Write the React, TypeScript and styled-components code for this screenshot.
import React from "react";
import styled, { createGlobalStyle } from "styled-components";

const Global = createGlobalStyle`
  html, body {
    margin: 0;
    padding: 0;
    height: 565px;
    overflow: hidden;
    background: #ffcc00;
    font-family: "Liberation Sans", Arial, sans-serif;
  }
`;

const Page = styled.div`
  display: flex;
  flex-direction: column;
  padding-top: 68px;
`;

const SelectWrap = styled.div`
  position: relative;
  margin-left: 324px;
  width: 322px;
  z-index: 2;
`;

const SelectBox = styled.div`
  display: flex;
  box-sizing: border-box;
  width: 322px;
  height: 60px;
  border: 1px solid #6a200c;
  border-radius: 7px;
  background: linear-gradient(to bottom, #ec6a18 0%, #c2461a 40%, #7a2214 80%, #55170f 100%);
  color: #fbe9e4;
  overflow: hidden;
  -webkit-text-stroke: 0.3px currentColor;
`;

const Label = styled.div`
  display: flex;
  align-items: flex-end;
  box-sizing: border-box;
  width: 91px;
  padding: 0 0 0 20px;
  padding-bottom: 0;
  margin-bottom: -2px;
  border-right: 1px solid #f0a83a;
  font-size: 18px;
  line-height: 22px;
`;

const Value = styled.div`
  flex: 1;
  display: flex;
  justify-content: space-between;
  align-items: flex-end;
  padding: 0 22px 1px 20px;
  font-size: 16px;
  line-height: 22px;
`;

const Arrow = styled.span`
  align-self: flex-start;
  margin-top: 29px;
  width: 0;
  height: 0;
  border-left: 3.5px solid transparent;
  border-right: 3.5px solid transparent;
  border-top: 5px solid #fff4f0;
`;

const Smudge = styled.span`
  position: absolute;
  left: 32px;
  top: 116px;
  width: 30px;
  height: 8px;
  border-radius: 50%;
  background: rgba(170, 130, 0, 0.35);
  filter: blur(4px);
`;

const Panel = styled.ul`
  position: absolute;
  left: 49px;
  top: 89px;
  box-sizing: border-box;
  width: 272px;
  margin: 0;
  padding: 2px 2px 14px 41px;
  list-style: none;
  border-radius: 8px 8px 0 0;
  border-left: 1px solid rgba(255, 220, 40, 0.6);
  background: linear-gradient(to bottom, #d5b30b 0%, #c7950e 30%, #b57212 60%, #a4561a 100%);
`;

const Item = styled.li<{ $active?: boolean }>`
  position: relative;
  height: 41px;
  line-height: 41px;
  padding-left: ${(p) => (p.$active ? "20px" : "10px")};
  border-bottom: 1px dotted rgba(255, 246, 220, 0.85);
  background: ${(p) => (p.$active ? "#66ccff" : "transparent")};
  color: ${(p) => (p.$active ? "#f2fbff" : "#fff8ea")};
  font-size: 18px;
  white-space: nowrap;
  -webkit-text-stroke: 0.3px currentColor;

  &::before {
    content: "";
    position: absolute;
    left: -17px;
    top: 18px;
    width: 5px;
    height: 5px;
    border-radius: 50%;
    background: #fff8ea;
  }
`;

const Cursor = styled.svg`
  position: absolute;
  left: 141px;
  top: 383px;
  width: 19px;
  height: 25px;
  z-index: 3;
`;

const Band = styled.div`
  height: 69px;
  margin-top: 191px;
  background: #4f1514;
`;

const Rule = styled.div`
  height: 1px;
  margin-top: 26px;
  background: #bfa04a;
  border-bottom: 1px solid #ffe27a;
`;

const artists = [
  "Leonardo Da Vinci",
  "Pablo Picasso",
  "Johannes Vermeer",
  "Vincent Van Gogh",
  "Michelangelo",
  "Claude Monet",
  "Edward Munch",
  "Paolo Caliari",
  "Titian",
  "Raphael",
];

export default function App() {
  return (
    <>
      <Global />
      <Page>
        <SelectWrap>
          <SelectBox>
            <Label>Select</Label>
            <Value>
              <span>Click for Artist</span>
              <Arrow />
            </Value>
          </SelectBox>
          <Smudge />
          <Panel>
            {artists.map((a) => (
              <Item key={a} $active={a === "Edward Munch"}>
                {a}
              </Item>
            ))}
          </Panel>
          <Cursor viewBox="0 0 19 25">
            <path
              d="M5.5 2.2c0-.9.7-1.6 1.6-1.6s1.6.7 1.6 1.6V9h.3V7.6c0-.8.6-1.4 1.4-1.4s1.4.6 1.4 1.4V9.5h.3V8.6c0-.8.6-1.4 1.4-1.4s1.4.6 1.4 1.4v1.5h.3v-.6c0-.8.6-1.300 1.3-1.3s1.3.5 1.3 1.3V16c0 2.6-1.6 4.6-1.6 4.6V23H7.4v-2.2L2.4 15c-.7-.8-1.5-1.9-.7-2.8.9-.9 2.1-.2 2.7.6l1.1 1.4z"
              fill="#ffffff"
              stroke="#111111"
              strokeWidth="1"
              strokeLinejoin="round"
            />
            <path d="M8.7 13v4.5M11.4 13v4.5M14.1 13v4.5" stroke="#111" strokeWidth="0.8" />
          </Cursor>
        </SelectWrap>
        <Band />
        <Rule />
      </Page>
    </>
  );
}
────
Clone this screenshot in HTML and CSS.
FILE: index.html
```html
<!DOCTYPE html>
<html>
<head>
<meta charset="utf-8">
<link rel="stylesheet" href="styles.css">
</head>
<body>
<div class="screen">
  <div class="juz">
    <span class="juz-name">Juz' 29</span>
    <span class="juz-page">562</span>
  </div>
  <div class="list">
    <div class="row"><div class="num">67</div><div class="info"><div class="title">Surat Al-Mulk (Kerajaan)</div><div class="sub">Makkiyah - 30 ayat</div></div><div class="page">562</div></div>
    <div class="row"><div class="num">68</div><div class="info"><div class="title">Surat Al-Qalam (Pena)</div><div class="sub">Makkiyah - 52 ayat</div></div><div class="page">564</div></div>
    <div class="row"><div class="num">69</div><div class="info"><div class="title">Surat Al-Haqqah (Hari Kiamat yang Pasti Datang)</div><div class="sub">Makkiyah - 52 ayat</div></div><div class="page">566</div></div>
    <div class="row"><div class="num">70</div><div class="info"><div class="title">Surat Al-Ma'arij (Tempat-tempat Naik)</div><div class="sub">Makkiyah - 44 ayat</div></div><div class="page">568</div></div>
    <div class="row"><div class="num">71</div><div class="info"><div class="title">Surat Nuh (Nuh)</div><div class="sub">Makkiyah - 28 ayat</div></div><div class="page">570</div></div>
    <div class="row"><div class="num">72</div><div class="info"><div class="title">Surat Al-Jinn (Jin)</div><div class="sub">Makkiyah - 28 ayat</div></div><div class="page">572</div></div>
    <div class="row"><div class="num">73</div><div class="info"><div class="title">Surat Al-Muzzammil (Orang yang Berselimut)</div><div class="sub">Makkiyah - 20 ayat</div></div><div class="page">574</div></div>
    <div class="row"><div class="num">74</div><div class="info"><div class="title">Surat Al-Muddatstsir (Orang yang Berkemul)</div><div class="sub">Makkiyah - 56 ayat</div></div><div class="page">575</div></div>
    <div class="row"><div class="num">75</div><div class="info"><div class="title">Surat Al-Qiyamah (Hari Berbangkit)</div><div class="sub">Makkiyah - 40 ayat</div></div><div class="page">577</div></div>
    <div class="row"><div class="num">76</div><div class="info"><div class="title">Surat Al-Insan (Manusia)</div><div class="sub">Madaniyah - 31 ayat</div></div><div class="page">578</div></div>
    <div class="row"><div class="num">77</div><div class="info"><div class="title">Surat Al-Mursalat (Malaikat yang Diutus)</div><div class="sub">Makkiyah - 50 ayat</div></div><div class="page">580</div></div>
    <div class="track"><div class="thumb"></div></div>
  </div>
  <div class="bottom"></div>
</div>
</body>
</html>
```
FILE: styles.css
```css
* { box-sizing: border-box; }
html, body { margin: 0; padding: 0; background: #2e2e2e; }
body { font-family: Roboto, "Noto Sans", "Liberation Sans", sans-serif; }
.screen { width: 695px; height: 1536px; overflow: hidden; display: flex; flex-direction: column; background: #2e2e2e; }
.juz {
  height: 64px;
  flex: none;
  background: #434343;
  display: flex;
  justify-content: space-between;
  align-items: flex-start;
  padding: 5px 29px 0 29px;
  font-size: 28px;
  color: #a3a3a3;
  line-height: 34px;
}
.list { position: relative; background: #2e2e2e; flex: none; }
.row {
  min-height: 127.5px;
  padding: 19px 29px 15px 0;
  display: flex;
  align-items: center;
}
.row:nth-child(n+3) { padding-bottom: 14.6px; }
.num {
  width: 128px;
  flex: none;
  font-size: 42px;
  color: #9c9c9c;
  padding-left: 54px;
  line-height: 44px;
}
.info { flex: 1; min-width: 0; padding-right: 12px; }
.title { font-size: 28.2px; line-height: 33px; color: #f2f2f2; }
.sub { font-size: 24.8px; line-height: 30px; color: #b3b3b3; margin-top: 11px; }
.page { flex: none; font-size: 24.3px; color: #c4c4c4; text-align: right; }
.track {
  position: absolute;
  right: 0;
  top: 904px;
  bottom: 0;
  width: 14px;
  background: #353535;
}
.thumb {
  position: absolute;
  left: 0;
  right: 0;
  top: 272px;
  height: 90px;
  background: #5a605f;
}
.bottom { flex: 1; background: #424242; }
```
────
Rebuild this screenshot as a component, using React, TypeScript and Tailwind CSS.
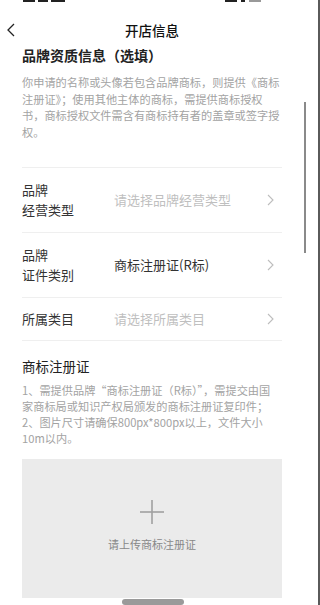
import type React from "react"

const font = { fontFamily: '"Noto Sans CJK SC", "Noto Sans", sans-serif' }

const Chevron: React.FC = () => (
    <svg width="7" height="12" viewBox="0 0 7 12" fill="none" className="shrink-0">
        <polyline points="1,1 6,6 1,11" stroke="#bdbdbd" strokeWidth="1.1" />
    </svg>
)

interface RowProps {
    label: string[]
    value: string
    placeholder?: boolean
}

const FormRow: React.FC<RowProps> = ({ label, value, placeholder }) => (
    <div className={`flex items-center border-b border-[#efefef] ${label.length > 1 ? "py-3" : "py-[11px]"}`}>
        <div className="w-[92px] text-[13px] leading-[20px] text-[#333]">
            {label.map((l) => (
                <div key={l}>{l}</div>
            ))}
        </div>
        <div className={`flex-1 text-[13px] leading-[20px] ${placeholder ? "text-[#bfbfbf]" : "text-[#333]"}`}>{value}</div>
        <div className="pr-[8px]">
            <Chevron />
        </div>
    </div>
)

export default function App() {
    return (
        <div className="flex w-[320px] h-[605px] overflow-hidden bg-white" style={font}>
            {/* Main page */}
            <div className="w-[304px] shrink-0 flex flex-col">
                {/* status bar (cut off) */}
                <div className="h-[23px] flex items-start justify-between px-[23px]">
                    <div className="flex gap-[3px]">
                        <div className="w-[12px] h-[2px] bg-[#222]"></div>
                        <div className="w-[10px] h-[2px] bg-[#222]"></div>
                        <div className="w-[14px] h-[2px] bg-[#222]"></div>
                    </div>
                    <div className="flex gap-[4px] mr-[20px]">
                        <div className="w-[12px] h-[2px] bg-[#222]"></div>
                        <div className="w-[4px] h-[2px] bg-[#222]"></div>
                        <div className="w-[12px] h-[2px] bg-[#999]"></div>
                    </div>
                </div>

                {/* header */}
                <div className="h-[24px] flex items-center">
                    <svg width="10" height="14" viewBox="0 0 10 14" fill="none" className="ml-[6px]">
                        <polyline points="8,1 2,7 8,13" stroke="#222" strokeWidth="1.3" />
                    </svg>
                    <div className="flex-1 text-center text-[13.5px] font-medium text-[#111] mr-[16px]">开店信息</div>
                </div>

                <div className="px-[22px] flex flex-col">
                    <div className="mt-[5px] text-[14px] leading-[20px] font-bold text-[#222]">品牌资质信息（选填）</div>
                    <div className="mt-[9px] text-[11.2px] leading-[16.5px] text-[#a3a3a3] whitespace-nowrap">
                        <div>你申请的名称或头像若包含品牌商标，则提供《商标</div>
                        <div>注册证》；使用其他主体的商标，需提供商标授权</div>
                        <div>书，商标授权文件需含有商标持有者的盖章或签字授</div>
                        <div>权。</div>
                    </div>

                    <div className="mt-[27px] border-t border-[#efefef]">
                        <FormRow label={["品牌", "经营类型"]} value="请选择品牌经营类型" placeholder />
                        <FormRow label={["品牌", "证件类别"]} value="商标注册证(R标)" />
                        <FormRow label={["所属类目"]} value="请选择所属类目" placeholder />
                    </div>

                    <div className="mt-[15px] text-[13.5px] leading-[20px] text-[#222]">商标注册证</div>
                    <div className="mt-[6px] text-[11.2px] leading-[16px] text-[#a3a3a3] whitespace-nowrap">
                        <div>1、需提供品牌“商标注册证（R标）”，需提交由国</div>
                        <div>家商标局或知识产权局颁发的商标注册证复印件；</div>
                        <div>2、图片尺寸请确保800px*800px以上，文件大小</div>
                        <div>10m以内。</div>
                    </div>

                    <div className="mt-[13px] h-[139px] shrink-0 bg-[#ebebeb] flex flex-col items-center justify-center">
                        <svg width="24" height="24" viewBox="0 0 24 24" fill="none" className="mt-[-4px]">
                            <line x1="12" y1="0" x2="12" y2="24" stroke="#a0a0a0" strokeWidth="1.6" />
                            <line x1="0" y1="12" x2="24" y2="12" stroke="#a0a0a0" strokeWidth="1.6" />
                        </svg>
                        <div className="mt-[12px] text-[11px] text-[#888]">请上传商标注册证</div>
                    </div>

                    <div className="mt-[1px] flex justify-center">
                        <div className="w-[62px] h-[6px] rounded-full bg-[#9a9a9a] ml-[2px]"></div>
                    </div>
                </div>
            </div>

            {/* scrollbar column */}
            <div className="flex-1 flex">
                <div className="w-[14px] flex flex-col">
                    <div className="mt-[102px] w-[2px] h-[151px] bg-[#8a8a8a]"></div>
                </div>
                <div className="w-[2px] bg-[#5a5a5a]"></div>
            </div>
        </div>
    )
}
────
CHALLENGE
Go through the entries and return each line where the word "this" appears.

THE OUTPUT
Write the React, TypeScript and styled-components code for this screenshot.
Clone this screenshot in HTML and CSS.
Rebuild this screenshot as a component, using React, TypeScript and Tailwind CSS.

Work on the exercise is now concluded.